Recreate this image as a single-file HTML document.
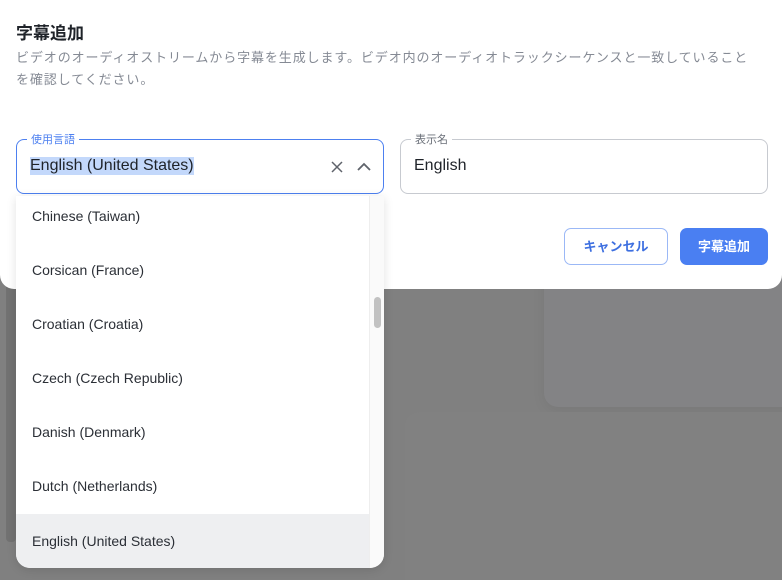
<!DOCTYPE html>
<html><head><meta charset="utf-8"><style>
*{margin:0;padding:0;box-sizing:border-box}
html,body{width:782px;height:580px;overflow:hidden}
body{background:#808080;font-family:"Liberation Sans","Noto Sans CJK JP",sans-serif;position:relative}
.bgcard{position:absolute;left:544px;top:260px;width:260px;height:147px;border-radius:14px;background:#838385;box-shadow:0 4px 14px rgba(0,0,0,.06)}
.bgcard2{position:absolute;left:405px;top:412px;width:377px;height:168px;border-radius:14px 0 0 0;background:#818181}
.leftbar{position:absolute;left:6px;top:280px;width:10px;height:262px;background:#727272;border-radius:4px}
.dlg{position:absolute;left:0;top:0;width:782px;height:289px;background:#fff;border-radius:0 0 14px 14px}
h1{position:absolute;left:16px;top:19px;font-size:17px;font-weight:bold;color:#1f2329}
.desc{position:absolute;left:16px;top:47px;width:742px;font-size:13px;letter-spacing:.9px;line-height:22px;color:#858a94}
.field{position:absolute;top:139px;height:55px;border:1px solid #c7cad0;border-radius:8px}
.field .lb{position:absolute;top:-9px;left:10px;padding:0 4px;background:#fff;font-size:11px;color:#6b7079}
.field .v{position:absolute;left:13px;top:17px;font-size:16px;color:#1f2329}
.f1{left:16px;width:368px;border-color:#4d80f0}
.f1 .lb{color:#4d80f0}
.f1 .v{background:#c3d8fb}
.f2{left:400px;width:368px}
.btn{position:absolute;top:228px;height:37px;border-radius:7px;font-size:13px;font-weight:bold;text-align:center;line-height:35px}
.c{left:564px;width:104px;border:1px solid #9bb8f6;color:#3d6fe0;background:#fff}
.a{left:680px;width:88px;background:#4a7ff2;color:#fff;line-height:37px}
.dd{position:absolute;left:16px;top:196px;width:368px;height:372px;background:#fff;border-radius:0 0 14px 14px;overflow:hidden;box-shadow:0 2px 10px rgba(0,0,0,.12)}
.it{position:absolute;left:0;width:353px;height:54px;font-size:14px;color:#2b2f36;padding-left:16px;line-height:54px}
.sb{position:absolute;left:353px;top:0;width:15px;height:372px;background:#fafafa;border-left:1px solid #eee}
.th{position:absolute;left:4px;top:101px;width:7px;height:31px;border-radius:4px;background:#c2c2c2}
</style></head><body>
<div class="bgcard"></div><div class="bgcard2"></div><div class="leftbar"></div>
<div class="dlg">
<h1>字幕追加</h1>
<div class="desc">ビデオのオーディオストリームから字幕を生成します。ビデオ内のオーディオトラックシーケンスと一致していることを確認してください。</div>
<div class="field f1"><span class="lb">使用言語</span><span class="v">English (United States)</span>
<svg style="position:absolute;left:314px;top:21px" width="12" height="12" viewBox="0 0 12 12"><path d="M1 1L11 11M11 1L1 11" stroke="#5f636b" stroke-width="1.5"/></svg>
<svg style="position:absolute;left:339px;top:22px" width="16" height="10" viewBox="0 0 16 10"><path d="M2 8L8 2L14 8" stroke="#5f636b" stroke-width="1.8" fill="none"/></svg>
</div>
<div class="field f2"><span class="lb">表示名</span><span class="v">English</span></div>
<div class="btn c">キャンセル</div><div class="btn a">字幕追加</div>
</div>
<div class="dd">
<div class="it" style="top:-7px">Chinese (Taiwan)</div>
<div class="it" style="top:47px">Corsican (France)</div>
<div class="it" style="top:101px">Croatian (Croatia)</div>
<div class="it" style="top:155px">Czech (Czech Republic)</div>
<div class="it" style="top:209px">Danish (Denmark)</div>
<div class="it" style="top:263px">Dutch (Netherlands)</div>
<div class="it" style="top:318px;background:#eeeff1">English (United States)</div>
<div class="sb"><div class="th"></div></div>
</div>
</body></html>
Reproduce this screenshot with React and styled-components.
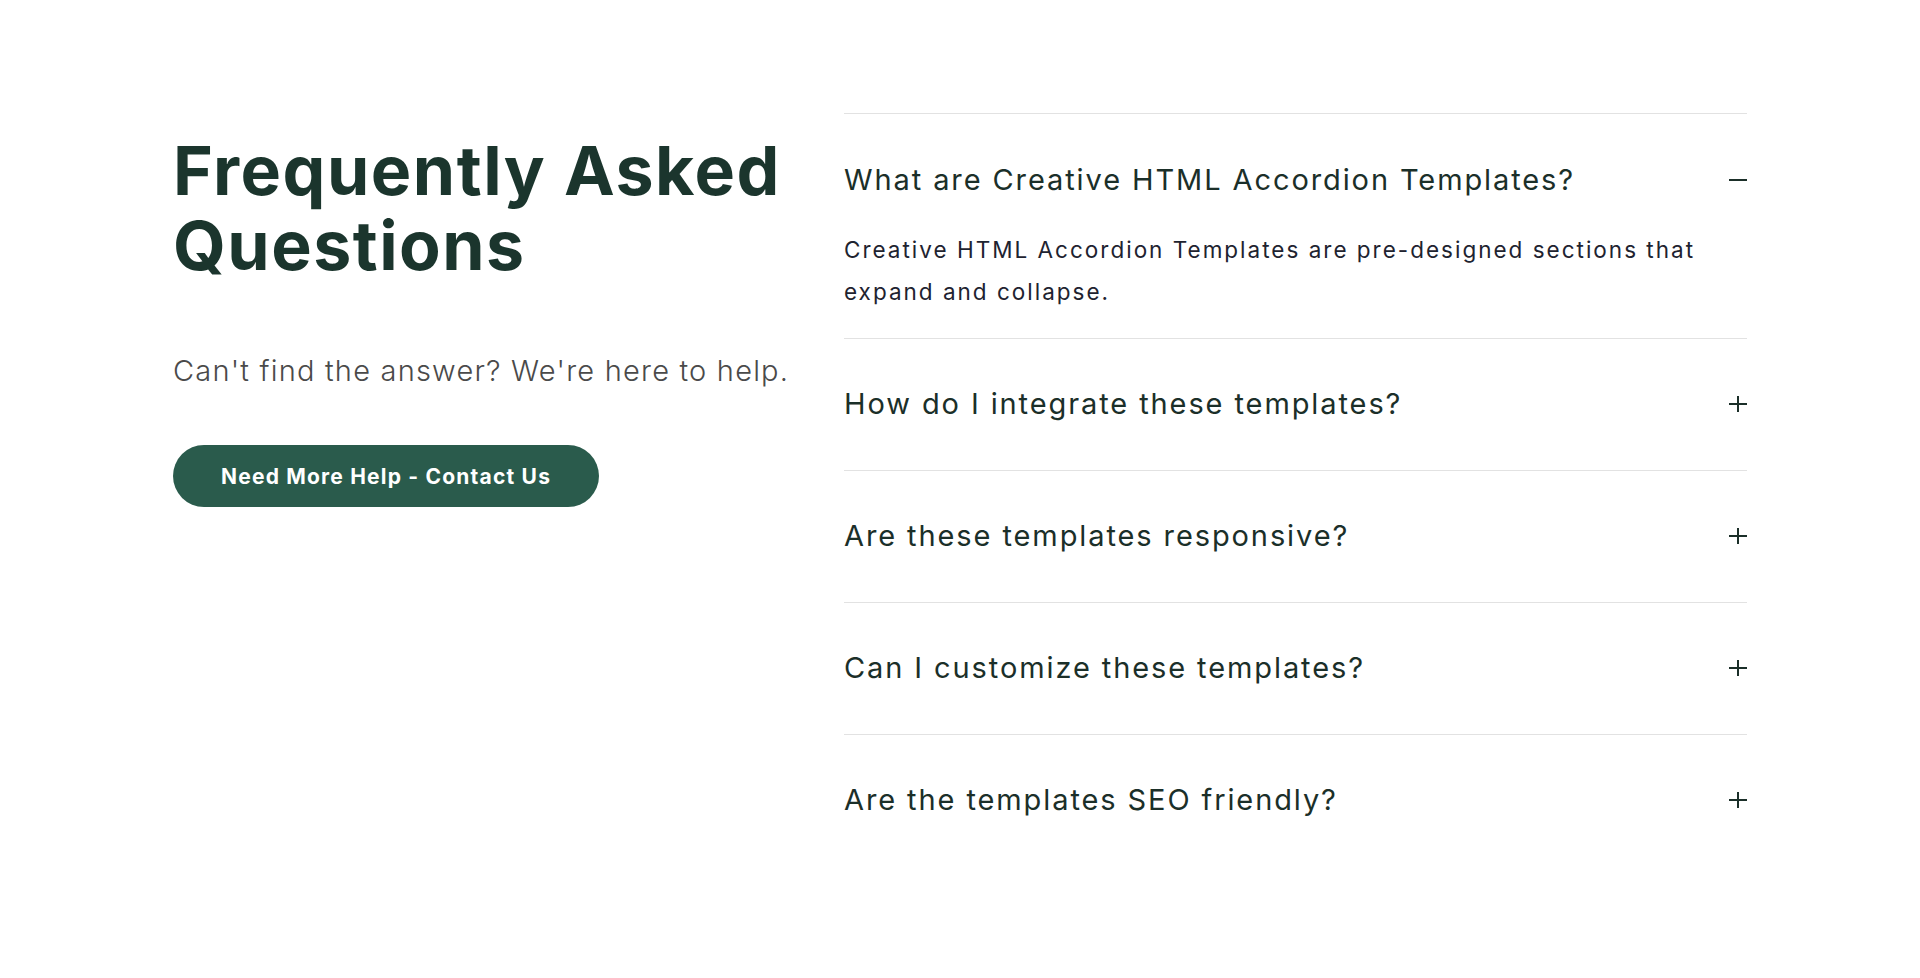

Exercise
Above are the records; reproduce them exactly and leave out the pictures.

Answer for the task
Recreate this image as a single-file HTML document.
<!DOCTYPE html>
<html><head><meta charset="utf-8"><style>
*{margin:0;padding:0;box-sizing:border-box}
html,body{width:782px;height:580px;overflow:hidden}
body{background:#808080;font-family:"Liberation Sans","Noto Sans CJK JP",sans-serif;position:relative}
.bgcard{position:absolute;left:544px;top:260px;width:260px;height:147px;border-radius:14px;background:#838385;box-shadow:0 4px 14px rgba(0,0,0,.06)}
.bgcard2{position:absolute;left:405px;top:412px;width:377px;height:168px;border-radius:14px 0 0 0;background:#818181}
.leftbar{position:absolute;left:6px;top:280px;width:10px;height:262px;background:#727272;border-radius:4px}
.dlg{position:absolute;left:0;top:0;width:782px;height:289px;background:#fff;border-radius:0 0 14px 14px}
h1{position:absolute;left:16px;top:19px;font-size:17px;font-weight:bold;color:#1f2329}
.desc{position:absolute;left:16px;top:47px;width:742px;font-size:13px;letter-spacing:.9px;line-height:22px;color:#858a94}
.field{position:absolute;top:139px;height:55px;border:1px solid #c7cad0;border-radius:8px}
.field .lb{position:absolute;top:-9px;left:10px;padding:0 4px;background:#fff;font-size:11px;color:#6b7079}
.field .v{position:absolute;left:13px;top:17px;font-size:16px;color:#1f2329}
.f1{left:16px;width:368px;border-color:#4d80f0}
.f1 .lb{color:#4d80f0}
.f1 .v{background:#c3d8fb}
.f2{left:400px;width:368px}
.btn{position:absolute;top:228px;height:37px;border-radius:7px;font-size:13px;font-weight:bold;text-align:center;line-height:35px}
.c{left:564px;width:104px;border:1px solid #9bb8f6;color:#3d6fe0;background:#fff}
.a{left:680px;width:88px;background:#4a7ff2;color:#fff;line-height:37px}
.dd{position:absolute;left:16px;top:196px;width:368px;height:372px;background:#fff;border-radius:0 0 14px 14px;overflow:hidden;box-shadow:0 2px 10px rgba(0,0,0,.12)}
.it{position:absolute;left:0;width:353px;height:54px;font-size:14px;color:#2b2f36;padding-left:16px;line-height:54px}
.sb{position:absolute;left:353px;top:0;width:15px;height:372px;background:#fafafa;border-left:1px solid #eee}
.th{position:absolute;left:4px;top:101px;width:7px;height:31px;border-radius:4px;background:#c2c2c2}
</style></head><body>
<div class="bgcard"></div><div class="bgcard2"></div><div class="leftbar"></div>
<div class="dlg">
<h1>字幕追加</h1>
<div class="desc">ビデオのオーディオストリームから字幕を生成します。ビデオ内のオーディオトラックシーケンスと一致していることを確認してください。</div>
<div class="field f1"><span class="lb">使用言語</span><span class="v">English (United States)</span>
<svg style="position:absolute;left:314px;top:21px" width="12" height="12" viewBox="0 0 12 12"><path d="M1 1L11 11M11 1L1 11" stroke="#5f636b" stroke-width="1.5"/></svg>
<svg style="position:absolute;left:339px;top:22px" width="16" height="10" viewBox="0 0 16 10"><path d="M2 8L8 2L14 8" stroke="#5f636b" stroke-width="1.8" fill="none"/></svg>
</div>
<div class="field f2"><span class="lb">表示名</span><span class="v">English</span></div>
<div class="btn c">キャンセル</div><div class="btn a">字幕追加</div>
</div>
<div class="dd">
<div class="it" style="top:-7px">Chinese (Taiwan)</div>
<div class="it" style="top:47px">Corsican (France)</div>
<div class="it" style="top:101px">Croatian (Croatia)</div>
<div class="it" style="top:155px">Czech (Czech Republic)</div>
<div class="it" style="top:209px">Danish (Denmark)</div>
<div class="it" style="top:263px">Dutch (Netherlands)</div>
<div class="it" style="top:318px;background:#eeeff1">English (United States)</div>
<div class="sb"><div class="th"></div></div>
</div>
</body></html>
Reproduce this screenshot with React and styled-components.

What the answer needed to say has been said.